From Capone666's interview with David Gaider:
Well, speaking to that Age of Ultron meet up where everyone's there, the use of epilogue in Dragon Age: Origins, when was that - because to me, what you were describing there is kind of an example of the epilogue. That did that for me. When did that come into play and how do you feel about that kind of mechanism in terms of storytelling?
Well, the Dragon Age: Origins epilogue existed because initially I don't know that we were certain we would get a second game. Ideally, we were hoping that we would put out Dragon Age: Origins and it would be successful. We didn't know. So, the epilogue came late in the game, and it was something we had done previously. At the time it was the spiritual successor to Baldur's Gate. And we had the epilogue slides at the end of Baldur's Gate, so that seemed like an appropriate thing. And what happened to these characters? Because we'd also cut so many things, there was a lot threads left were dangling.
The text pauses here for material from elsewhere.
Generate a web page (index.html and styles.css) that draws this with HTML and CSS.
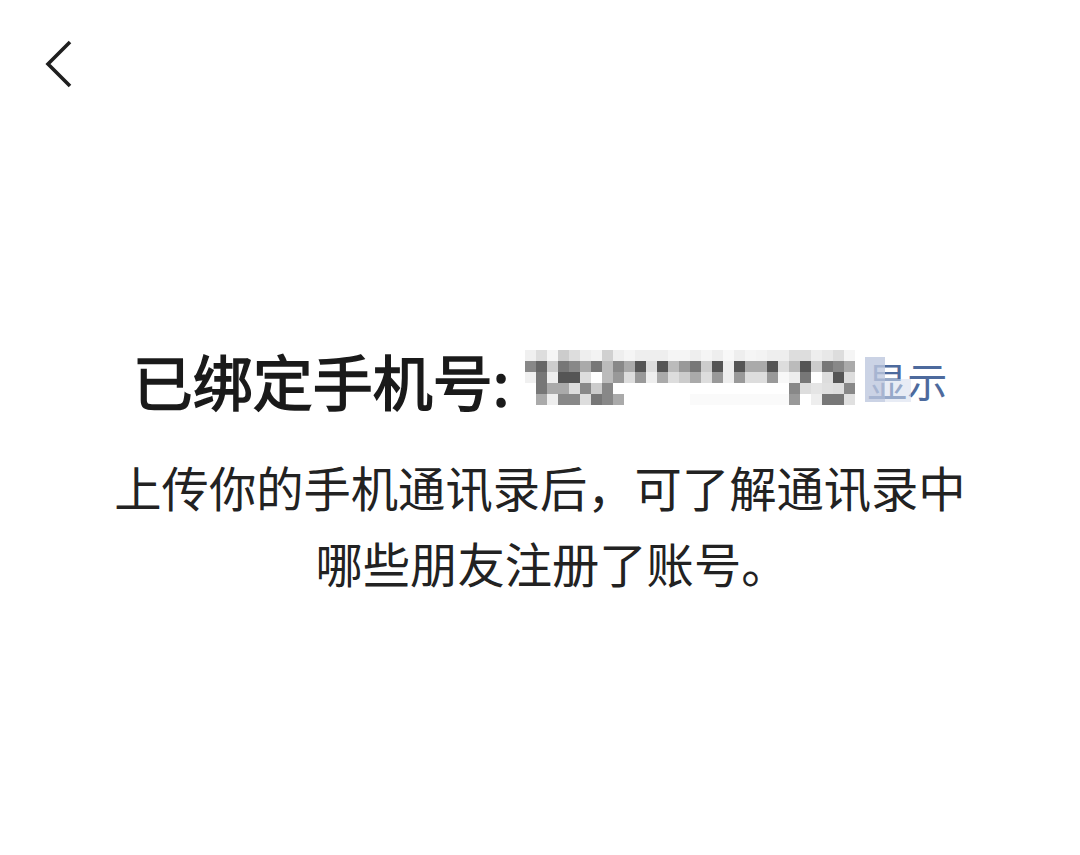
FILE: index.html
```html
<!DOCTYPE html>
<html lang="zh-CN">
<head>
<meta charset="utf-8">
<title>通讯录</title>
<link rel="stylesheet" href="styles.css">
</head>
<body>
<header class="topbar">
  <svg class="back" width="32" height="50" viewBox="0 0 32 50" aria-label="返回">
    <polyline points="26,2 4,24 26,46" fill="none" stroke="#1f1f1f" stroke-width="3.6" stroke-linecap="butt" stroke-linejoin="miter"/>
  </svg>
</header>
<main class="content">
  <div class="title-row">
    <h1 class="title">已绑定手机号:</h1>
    <svg class="mosaic" width="330" height="55" viewBox="0 0 330 55" aria-label="182******73">
      <g id="r0">
        <rect x="0" y="0" width="11" height="11" fill="#f0f0f0"/><rect x="11" y="0" width="11" height="11" fill="#dddddd"/><rect x="22" y="0" width="11" height="11" fill="#f5f5f5"/><rect x="33" y="0" width="11" height="11" fill="#cccccc"/><rect x="44" y="0" width="11" height="11" fill="#dddddd"/><rect x="55" y="0" width="11" height="11" fill="#eeeeee"/><rect x="66" y="0" width="11" height="11" fill="#f3f3f3"/><rect x="77" y="0" width="11" height="11" fill="#d0d0d0"/><rect x="88" y="0" width="11" height="11" fill="#eeeeee"/><rect x="99" y="0" width="11" height="11" fill="#f5f5f5"/><rect x="110" y="0" width="11" height="11" fill="#eeeeee"/><rect x="121" y="0" width="11" height="11" fill="#eeeeee"/><rect x="132" y="0" width="11" height="11" fill="#eeeeee"/><rect x="143" y="0" width="11" height="11" fill="#f5f5f5"/><rect x="154" y="0" width="11" height="11" fill="#f5f5f5"/><rect x="165" y="0" width="11" height="11" fill="#eeeeee"/><rect x="176" y="0" width="11" height="11" fill="#f5f5f5"/><rect x="187" y="0" width="11" height="11" fill="#eeeeee"/><rect x="198" y="0" width="11" height="11" fill="#f8f8f8"/><rect x="209" y="0" width="11" height="11" fill="#eeeeee"/><rect x="220" y="0" width="11" height="11" fill="#f5f5f5"/><rect x="231" y="0" width="11" height="11" fill="#f3f3f3"/><rect x="242" y="0" width="11" height="11" fill="#eeeeee"/><rect x="253" y="0" width="11" height="11" fill="#eeeeee"/><rect x="264" y="0" width="11" height="11" fill="#dddddd"/><rect x="275" y="0" width="11" height="11" fill="#dddddd"/><rect x="286" y="0" width="11" height="11" fill="#eeeeee"/><rect x="297" y="0" width="11" height="11" fill="#e8e8e8"/><rect x="308" y="0" width="11" height="11" fill="#dddddd"/><rect x="319" y="0" width="11" height="11" fill="#f5f5f5"/>
      </g>
      <g id="r1">
        <rect x="0" y="11" width="11" height="11" fill="#888888"/><rect x="11" y="11" width="11" height="11" fill="#666666"/><rect x="22" y="11" width="11" height="11" fill="#cccccc"/><rect x="33" y="11" width="11" height="11" fill="#777777"/><rect x="44" y="11" width="11" height="11" fill="#888888"/><rect x="55" y="11" width="11" height="11" fill="#aaaaaa"/><rect x="66" y="11" width="11" height="11" fill="#777777"/><rect x="77" y="11" width="11" height="11" fill="#bbbbbb"/><rect x="88" y="11" width="11" height="11" fill="#888888"/><rect x="99" y="11" width="11" height="11" fill="#aaaaaa"/><rect x="110" y="11" width="11" height="11" fill="#555555"/><rect x="121" y="11" width="11" height="11" fill="#dddddd"/><rect x="132" y="11" width="11" height="11" fill="#555555"/><rect x="143" y="11" width="11" height="11" fill="#bbbbbb"/><rect x="154" y="11" width="11" height="11" fill="#999999"/><rect x="165" y="11" width="11" height="11" fill="#777777"/><rect x="176" y="11" width="11" height="11" fill="#cccccc"/><rect x="187" y="11" width="11" height="11" fill="#555555"/><rect x="198" y="11" width="11" height="11" fill="#eeeeee"/><rect x="209" y="11" width="11" height="11" fill="#555555"/><rect x="220" y="11" width="11" height="11" fill="#aaaaaa"/><rect x="231" y="11" width="11" height="11" fill="#aaaaaa"/><rect x="242" y="11" width="11" height="11" fill="#555555"/><rect x="253" y="11" width="11" height="11" fill="#dddddd"/><rect x="264" y="11" width="11" height="11" fill="#bbbbbb"/><rect x="275" y="11" width="11" height="11" fill="#555555"/><rect x="286" y="11" width="11" height="11" fill="#cccccc"/><rect x="297" y="11" width="11" height="11" fill="#777777"/><rect x="308" y="11" width="11" height="11" fill="#888888"/><rect x="319" y="11" width="11" height="11" fill="#aaaaaa"/>
      </g>
      <g id="r2">
        <rect x="0" y="22" width="11" height="11" fill="#f0f0f0"/><rect x="11" y="22" width="11" height="11" fill="#777777"/><rect x="22" y="22" width="11" height="11" fill="#eeeeee"/><rect x="33" y="22" width="11" height="11" fill="#555555"/><rect x="44" y="22" width="11" height="11" fill="#555555"/><rect x="55" y="22" width="11" height="11" fill="#dddddd"/><rect x="66" y="22" width="11" height="11" fill="#ffffff"/><rect x="77" y="22" width="11" height="11" fill="#bbbbbb"/><rect x="88" y="22" width="11" height="11" fill="#999999"/><rect x="99" y="22" width="11" height="11" fill="#dddddd"/><rect x="110" y="22" width="11" height="11" fill="#999999"/><rect x="121" y="22" width="11" height="11" fill="#eeeeee"/><rect x="132" y="22" width="11" height="11" fill="#aaaaaa"/><rect x="143" y="22" width="11" height="11" fill="#dddddd"/><rect x="154" y="22" width="11" height="11" fill="#cccccc"/><rect x="165" y="22" width="11" height="11" fill="#aaaaaa"/><rect x="176" y="22" width="11" height="11" fill="#dddddd"/><rect x="187" y="22" width="11" height="11" fill="#999999"/><rect x="198" y="22" width="11" height="11" fill="#eeeeee"/><rect x="209" y="22" width="11" height="11" fill="#999999"/><rect x="220" y="22" width="11" height="11" fill="#dddddd"/><rect x="231" y="22" width="11" height="11" fill="#dddddd"/><rect x="242" y="22" width="11" height="11" fill="#999999"/><rect x="253" y="22" width="11" height="11" fill="#f8f8f8"/><rect x="264" y="22" width="11" height="11" fill="#eeeeee"/><rect x="275" y="22" width="11" height="11" fill="#777777"/><rect x="286" y="22" width="11" height="11" fill="#ffffff"/><rect x="297" y="22" width="11" height="11" fill="#dddddd"/><rect x="308" y="22" width="11" height="11" fill="#555555"/><rect x="319" y="22" width="11" height="11" fill="#dddddd"/>
      </g>
      <g id="r3">
        <rect x="11" y="33" width="11" height="11" fill="#777777"/><rect x="22" y="33" width="11" height="11" fill="#aaaaaa"/><rect x="33" y="33" width="11" height="11" fill="#aaaaaa"/><rect x="44" y="33" width="11" height="11" fill="#dddddd"/><rect x="55" y="33" width="11" height="11" fill="#888888"/><rect x="66" y="33" width="11" height="11" fill="#cccccc"/><rect x="77" y="33" width="11" height="11" fill="#888888"/><rect x="264" y="33" width="11" height="11" fill="#888888"/><rect x="275" y="33" width="11" height="11" fill="#dddddd"/><rect x="286" y="33" width="11" height="11" fill="#e5e5e5"/><rect x="297" y="33" width="11" height="11" fill="#e0e0e0"/><rect x="308" y="33" width="11" height="11" fill="#dddddd"/><rect x="319" y="33" width="11" height="11" fill="#888888"/>
      </g>
      <g id="r4">
        <rect x="11" y="44" width="11" height="11" fill="#aaaaaa"/><rect x="22" y="44" width="11" height="11" fill="#eeeeee"/><rect x="33" y="44" width="11" height="11" fill="#888888"/><rect x="44" y="44" width="11" height="11" fill="#888888"/><rect x="55" y="44" width="11" height="11" fill="#dddddd"/><rect x="66" y="44" width="11" height="11" fill="#777777"/><rect x="77" y="44" width="11" height="11" fill="#888888"/><rect x="88" y="44" width="11" height="11" fill="#aaaaaa"/><rect x="165" y="44" width="99" height="11" fill="#fafafa"/><rect x="264" y="44" width="11" height="11" fill="#999999"/><rect x="286" y="44" width="11" height="11" fill="#eeeeee"/><rect x="297" y="44" width="11" height="11" fill="#777777"/><rect x="308" y="44" width="11" height="11" fill="#777777"/><rect x="319" y="44" width="11" height="11" fill="#e0e0e0"/>
      </g>
    </svg>
    <span class="reveal">显示</span>
  </div>
  <p class="desc"><span class="line">上传你的手机通讯录后，可了解通讯录中</span><span class="line line-last">哪些朋友注册了账号。</span></p>
</main>
</body>
</html>
```

FILE: styles.css
```css
* {
  box-sizing: border-box;
}

html, body {
  margin: 0;
  padding: 0;
  background: #ffffff;
}

body {
  width: 1080px;
  height: 855px;
  overflow: hidden;
  font-family: "Noto Sans CJK SC", "Noto Sans", sans-serif;
  color: #1f1f1f;
}

.topbar {
  height: 120px;
  padding: 40px 0 0 44px;
}

.back {
  display: block;
}

.content {
  display: flex;
  flex-direction: column;
  align-items: center;
  padding-top: 225px;
}

.title-row {
  display: flex;
  align-items: center;
  height: 70px;
}

.title {
  margin: 0;
  font-size: 60px;
  font-weight: 400;
  -webkit-text-stroke: 1.6px #1a1a1a;
  line-height: 70px;
  color: #1a1a1a;
}

.mosaic {
  display: block;
  margin-left: 16px;
  margin-top: -6px;
}

.reveal {
  position: relative;
  margin-left: 12px;
  font-size: 40px;
  line-height: 50px;
  color: #4d6a9d;
}

.reveal::before {
  content: "";
  position: absolute;
  left: -2px;
  top: 2px;
  width: 20px;
  height: 45px;
  background: rgba(190, 200, 222, 0.8);
}

.reveal::after {
  content: "";
  position: absolute;
  left: 18px;
  top: 24px;
  width: 26px;
  height: 23px;
  background: rgba(214, 221, 236, 0.55);
}

.desc {
  display: flex;
  flex-direction: column;
  align-items: center;
  margin: 34px 0 0;
  font-size: 47.3px;
  line-height: 76px;
  color: #222222;
}

.line {
  display: block;
  white-space: nowrap;
}

.line-last {
  padding-left: 24px;
}
```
So it was like, oh, it'd be kind of neat if we had, you know, at the end of a movie where as the credits are going on you can see, oh, so and so went on to go to college, and then robbed a bank, and, oh, neat. So, to tie up those threads and give the players sense of how this plot that they had spent so much time with, how it had continued on so they could imagine it in their head.
I think ultimately I came to regret exactly how we had done that. Because the epilogues were put together very quickly and some of them cast so far into the future that, okay, now we are doing the sequel and it takes place two years into the future or whatever. And it's like, we're trying to have a plot and we're trying to have some call backs, yet there are things that were forecast that went so far ahead that now we're contradicting it. Can we honor those all? Here we have a plot which works in every facet expect for this one epilogue slide. And it's like, god dammit, past Dave! Why did you write that?
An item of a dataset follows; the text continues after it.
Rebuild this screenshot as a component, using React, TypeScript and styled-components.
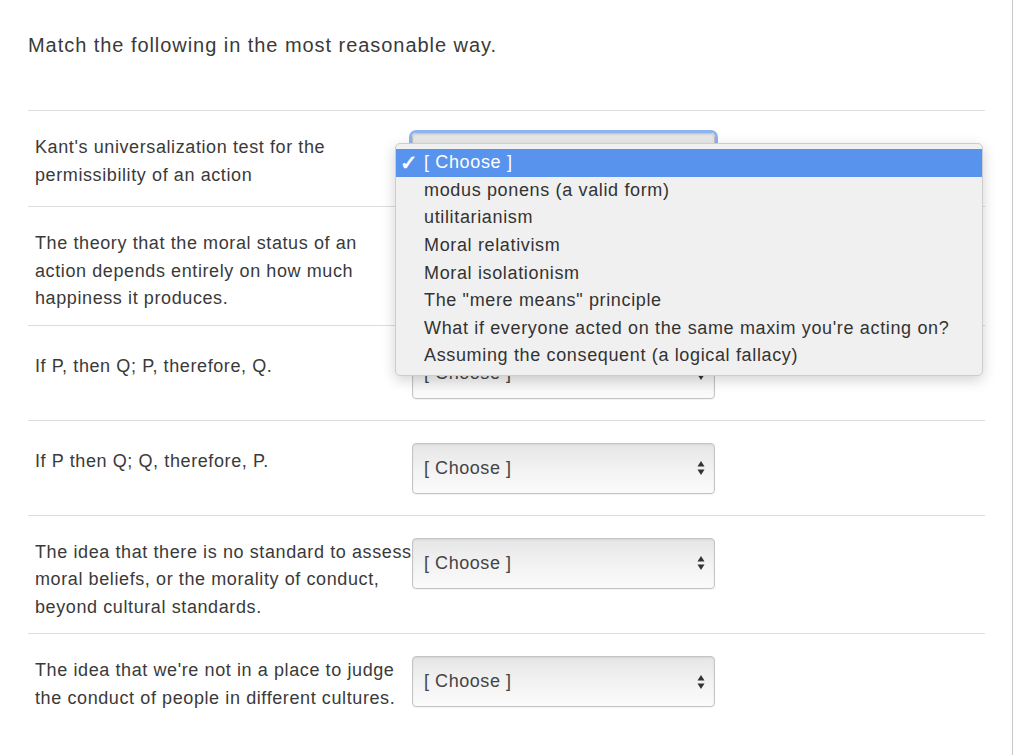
import styled, { createGlobalStyle } from "styled-components";

const GlobalStyle = createGlobalStyle`
  html, body {
    margin: 0;
    padding: 0;
    background: #fff;
  }
  body {
    font-family: "Liberation Sans", Arial, Helvetica, sans-serif;
    color: #3a3a3a;
  }
`;

const Page = styled.div`
  width: 1013px;
  min-height: 755px;
  box-sizing: border-box;
  border-right: 1px solid #c9c9c9;
  padding: 33px 0 0 28px;
`;

const Title = styled.h1`
  margin: 0;
  font-size: 20px;
  font-weight: normal;
  line-height: 24px;
  letter-spacing: 0.95px;
  color: #3a3a3a;
`;

const List = styled.div`
  width: 957px;
  margin-top: 53px;
  border-top: 1px solid #dcdcdc;
`;

const Row = styled.div<{ $last?: boolean }>`
  display: flex;
  align-items: flex-start;
  padding: 22px 0 12px 7px;
  border-bottom: ${(p) => (p.$last ? "none" : "1px solid #dcdcdc")};
`;

const Label = styled.div<{ $single?: boolean }>`
  width: 377px;
  flex: none;
  font-size: 18px;
  letter-spacing: 0.6px;
  line-height: 27.5px;
  padding-top: ${(p) => (p.$single ? "5px" : "1px")};
  color: #3a3a3a;
  white-space: nowrap;
`;

const SelectWrap = styled.div<{ $open?: boolean }>`
  position: relative;
  margin-bottom: ${(p) => (p.$open ? "10px" : "9px")};
`;

const SelectBox = styled.div<{ $focused?: boolean }>`
  width: 303px;
  height: 51px;
  box-sizing: border-box;
  border: 1px solid #c4c4c4;
  border-radius: 4px;
  background: linear-gradient(#e6e6e6, #f3f3f3 55%, #fbfbfb);
  box-shadow: ${(p) =>
    p.$focused
      ? "0 0 0 3px #8db4ef, inset 0 1px 2px rgba(0,0,0,0.08)"
      : "inset 0 1px 2px rgba(0,0,0,0.08), 0 1px 1px rgba(0,0,0,0.05)"};
  display: flex;
  align-items: center;
  justify-content: space-between;
  padding: 0 9px 0 11px;
  font-size: 18px;
  letter-spacing: 0.55px;
  color: #444;
`;

const Arrows = styled.svg`
  width: 8px;
  height: 16px;
  flex: none;
`;

const Menu = styled.div`
  position: absolute;
  left: -17px;
  top: 10px;
  width: 588px;
  box-sizing: border-box;
  padding: 5px 0;
  background: #f0f0f0;
  border: 1px solid #cdcdcd;
  border-radius: 5px;
  box-shadow: 0 4px 14px rgba(0, 0, 0, 0.18);
  z-index: 10;
`;

const Option = styled.div<{ $active?: boolean }>`
  display: flex;
  align-items: center;
  height: 27.6px;
  font-size: 18px;
  letter-spacing: 0.65px;
  color: ${(p) => (p.$active ? "#fff" : "#333")};
  background: ${(p) => (p.$active ? "#5893ee" : "transparent")};
`;

const Check = styled.span`
  width: 28px;
  padding-left: 4px;
  box-sizing: border-box;
  flex: none;
  font-size: 21px;
  font-weight: bold;
  letter-spacing: 0;
`;

const rows: { lines: string[]; single?: boolean }[] = [
  { lines: ["Kant's universalization test for the", "permissibility of an action"] },
  {
    lines: [
      "The theory that the moral status of an",
      "action depends entirely on how much",
      "happiness it produces.",
    ],
  },
  { lines: ["If P, then Q; P, therefore, Q."], single: true },
  { lines: ["If P then Q; Q, therefore, P."], single: true },
  {
    lines: [
      "The idea that there is no standard to assess",
      "moral beliefs, or the morality of conduct,",
      "beyond cultural standards.",
    ],
  },
  {
    lines: [
      "The idea that we're not in a place to judge",
      "the conduct of people in different cultures.",
    ],
  },
];

const options = [
  "[ Choose ]",
  "modus ponens (a valid form)",
  "utilitarianism",
  "Moral relativism",
  "Moral isolationism",
  'The "mere means" principle',
  "What if everyone acted on the same maxim you're acting on?",
  "Assuming the consequent (a logical fallacy)",
];

function UpDown() {
  return (
    <Arrows viewBox="0 0 8 16">
      <path d="M4 1 L7.5 6.5 L0.5 6.5 Z" fill="#333" />
      <path d="M4 15 L7.5 9.5 L0.5 9.5 Z" fill="#333" />
    </Arrows>
  );
}

export default function App() {
  return (
    <>
      <GlobalStyle />
      <Page>
        <Title>Match the following in the most reasonable way.</Title>
        <List>
          {rows.map((row, i) => (
            <Row key={i} $last={i === rows.length - 1}>
              <Label $single={row.single}>
                {row.lines.map((l, j) => (
                  <div key={j}>{l}</div>
                ))}
              </Label>
              <SelectWrap $open={i === 0}>
                <SelectBox $focused={i === 0}>
                  <span>[ Choose ]</span>
                  <UpDown />
                </SelectBox>
                {i === 0 && (
                  <Menu>
                    {options.map((o, k) => (
                      <Option key={k} $active={k === 0}>
                        <Check>{k === 0 ? "✓" : ""}</Check>
                        {o}
                      </Option>
                    ))}
                  </Menu>
                )}
              </SelectWrap>
            </Row>
          ))}
        </List>
      </Page>
    </>
  );
}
What was one that was too far reaching?
Oh, there were some like with, say Cullen that talked about his career progression, and how he eventually years later would become Knight Commander or something. I don't even remember the exact process. Some of them talked about Orzammar years and years into the future and their society. And you're like, oh, wow, that's a giant check to write. Especially, if you are then asked later, now pick up the plot and have some tie backs. And you're like, um, okay. You're sitting there and you're laying out all the epilogue slides in front of you and you're figuring, how do I honor every single one of these? Wow. I didn't think that through at the time.
We're getting a little better at that. I think the ultimate lesson was that we have to be a little bit more careful. What we intended with the epilogue slides was while they did tie things up, they're meant to remain as subjective as everything else. A lot of it talks about this understood or it's heard. There was a time when the origin story had a historical framing. It was being told as a story in the distance past by an old woman that you initially would have thought was Flemeth and at the end you realize is Morrigan many, many years later.
So the epilogue slides were intended as a, from what we know of this story this is what happened to these people. And then that got cut, which is good. I'm glad it did because I really didn't like that. But that was how it happened, and at the time the idea that maybe Dragon Age: Origins was going to have to live on its own as its own game. Like, Jade Empire never got a sequel. So at the time it didn't seem so unrealistic to consider the fact that this might be our only shot at this one particular story. So it seemed fine.
So, then Dragon Age: Origins went out, and it was a big hit. But that wasn't a guaranteed thing in our heads at the time. There were some people who thought that traditional fantasy wouldn't really catch on. I mean, this was – was this before the Lord of the Rings movies? Before or maybe around the same time. But before Lord of the Rings came out, I don't think the idea that traditional fantasy could have commercial weight was really a thing.
It's hard in my head to take all that out and put myself back in those shoes. It's like putting gay romances into the game. There was a time when that was, you wouldn't even conceive of that. Even if you personally supported it, you just wouldn't do it because it wasn't done. It's hard to remember what your mindset was that long ago.